すでに観客はこの娘が危険であることを知っているので、殺りく描写は序盤から遠慮なし。ここで彼女の手ごわさをしっかり描いていることが、“ヒネリ”後のドラマにも効いてくる。 “フリーク(=バケモノ)”と呼ばれざるをえないエスターの不幸を伝える意味でも、上手い。
インターポールのヒット曲“Evil”が、なぜその場面に!?……と思ったが、見終わって納得。前作以外の前情報を、極力シャットアウトして見てみて欲しい。
今度はエスターが絶体絶命のピンチに!?
前作で触れられたエスターの過去を描く前日譚。エストニアの精神病院を脱走したエスターが身分を偽り、4年前に行方不明となったアメリカの大富豪の娘として家族のもとへ送り届けられる。既に観客は彼女の正体を知っていることが大前提なので、早くも初っ端からエスターの凶悪なサイコパスっぷりが炸裂。このままどうやって話を進めていくのかと思ったら、まんまと居座った大富豪一家がとんでもない秘密を抱えた激ヤバなファミリーだった。なるほど、そうきましたか(笑)。まさか「エスター、頑張れ!」と応援したくなるとは思わなんだ。とはいえ、前作以上に容赦のない胸糞なストーリーゆえ、恐らく好き嫌いはハッキリと分かれるだろう。
かなり曲芸的なアレンジで攻めてくる
第1作の設定がかなり大胆で、しかも1回しか使えないオチなので、そもそも続編は可能なのかと思ったら、まったく別の角度から、かなり曲芸的なアレンジで攻めてくる。とはいえ、監督は『ザ・ボーイ』シリーズのウィリアム・ブレント・ベル、脚本家はTV版「スクリーム」やTV「ロア 奇妙な伝説」のデヴィッド・コッゲシャル。このジャンルとは縁が深い面々ならではの安定の味わい。

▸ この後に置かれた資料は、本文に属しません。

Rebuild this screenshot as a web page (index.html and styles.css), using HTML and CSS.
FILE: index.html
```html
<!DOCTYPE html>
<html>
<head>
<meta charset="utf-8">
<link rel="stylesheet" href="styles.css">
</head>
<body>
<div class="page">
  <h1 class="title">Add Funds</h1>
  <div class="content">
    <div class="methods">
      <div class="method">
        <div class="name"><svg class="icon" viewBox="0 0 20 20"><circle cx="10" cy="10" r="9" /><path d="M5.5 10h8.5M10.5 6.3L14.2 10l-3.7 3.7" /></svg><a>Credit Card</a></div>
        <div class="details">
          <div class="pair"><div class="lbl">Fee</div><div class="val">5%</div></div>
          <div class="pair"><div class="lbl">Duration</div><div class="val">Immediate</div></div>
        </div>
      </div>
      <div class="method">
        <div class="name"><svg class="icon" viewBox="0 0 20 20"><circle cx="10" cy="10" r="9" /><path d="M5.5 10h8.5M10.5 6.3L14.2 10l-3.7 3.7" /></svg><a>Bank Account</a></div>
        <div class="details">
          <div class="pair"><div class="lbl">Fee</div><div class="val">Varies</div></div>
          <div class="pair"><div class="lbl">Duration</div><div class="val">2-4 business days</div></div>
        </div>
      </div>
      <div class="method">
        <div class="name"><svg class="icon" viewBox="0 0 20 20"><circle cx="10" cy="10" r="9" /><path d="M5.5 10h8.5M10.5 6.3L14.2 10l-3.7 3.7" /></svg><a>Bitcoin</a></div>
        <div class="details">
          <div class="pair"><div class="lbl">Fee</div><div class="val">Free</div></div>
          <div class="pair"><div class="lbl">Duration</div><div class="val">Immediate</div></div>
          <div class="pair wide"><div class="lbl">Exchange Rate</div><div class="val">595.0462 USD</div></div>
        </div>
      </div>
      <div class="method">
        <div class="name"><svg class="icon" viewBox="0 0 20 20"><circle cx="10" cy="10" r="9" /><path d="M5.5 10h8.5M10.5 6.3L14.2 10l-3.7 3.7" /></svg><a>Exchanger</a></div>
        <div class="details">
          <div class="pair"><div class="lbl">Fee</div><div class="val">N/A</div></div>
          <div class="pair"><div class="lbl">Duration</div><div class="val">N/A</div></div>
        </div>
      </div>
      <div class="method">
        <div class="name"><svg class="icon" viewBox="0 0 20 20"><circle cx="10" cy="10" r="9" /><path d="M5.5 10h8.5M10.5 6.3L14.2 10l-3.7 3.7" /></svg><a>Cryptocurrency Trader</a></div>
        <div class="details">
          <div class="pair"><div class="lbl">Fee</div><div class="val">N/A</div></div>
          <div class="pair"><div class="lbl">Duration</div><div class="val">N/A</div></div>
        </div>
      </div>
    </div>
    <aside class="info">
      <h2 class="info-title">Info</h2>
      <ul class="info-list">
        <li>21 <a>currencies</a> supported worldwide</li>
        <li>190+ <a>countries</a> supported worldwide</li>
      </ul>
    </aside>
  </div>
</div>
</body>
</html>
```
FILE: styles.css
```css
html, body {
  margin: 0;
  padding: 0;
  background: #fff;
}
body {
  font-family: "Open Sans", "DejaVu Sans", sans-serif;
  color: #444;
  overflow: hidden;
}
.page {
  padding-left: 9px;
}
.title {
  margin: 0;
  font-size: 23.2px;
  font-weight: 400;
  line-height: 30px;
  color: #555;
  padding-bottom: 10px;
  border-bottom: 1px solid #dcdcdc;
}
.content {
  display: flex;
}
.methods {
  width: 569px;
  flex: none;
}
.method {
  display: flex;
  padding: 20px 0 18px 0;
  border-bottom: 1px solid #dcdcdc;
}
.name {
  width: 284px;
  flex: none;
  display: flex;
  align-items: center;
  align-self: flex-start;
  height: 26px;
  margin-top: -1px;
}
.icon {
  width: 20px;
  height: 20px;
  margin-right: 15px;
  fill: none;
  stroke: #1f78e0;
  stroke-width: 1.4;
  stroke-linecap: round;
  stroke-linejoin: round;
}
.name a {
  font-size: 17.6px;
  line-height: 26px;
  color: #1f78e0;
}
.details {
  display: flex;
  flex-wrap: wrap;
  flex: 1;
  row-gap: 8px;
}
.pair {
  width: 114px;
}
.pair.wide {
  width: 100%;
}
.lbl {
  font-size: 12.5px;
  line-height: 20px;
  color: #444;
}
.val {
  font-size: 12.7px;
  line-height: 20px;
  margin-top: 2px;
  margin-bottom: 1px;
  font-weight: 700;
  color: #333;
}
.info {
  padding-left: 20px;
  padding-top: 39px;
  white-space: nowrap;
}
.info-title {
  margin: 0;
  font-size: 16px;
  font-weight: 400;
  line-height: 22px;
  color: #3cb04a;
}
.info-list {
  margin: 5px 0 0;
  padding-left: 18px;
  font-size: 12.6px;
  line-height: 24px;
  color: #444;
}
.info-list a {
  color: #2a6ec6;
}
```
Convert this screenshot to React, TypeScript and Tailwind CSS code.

また、今回はエスターの心情に寄り添う描写があるのもポイント。エスターの行動は凶暴さを増すが、同時に、どこに行ってもどの集団にも一時的にしか所属することが出来ず、常に異形の者としてしか存在できないエスターの哀しみと怒りも伝わってくる。
最恐の養母との攻防戦
前作でのエスターにまつわる衝撃の真実(正体)を踏まえての前日譚。それだけに、脚本作りは困難を極めたと思われるが、前作の正統なホラーテイストとは異なる、いわゆるキャラありきのバトル系へと方向転換したのは正解といえる。そのため、冒頭の精神病院からエスター無双状態であり、13年ぶりに同じ役に挑んだイザベル・ファーマンの役者魂とシンクロしていく。彼女と対する新たな養母ジュリア・スタイルズという構図もなかなか興味深く、彼女の巧さもあって、今回のネタバレ以降に展開されるブラックコメディのような攻防戦も生きてくる。そこで流れるマイケル・センベロ「マニアック」の選曲に、★おまけ。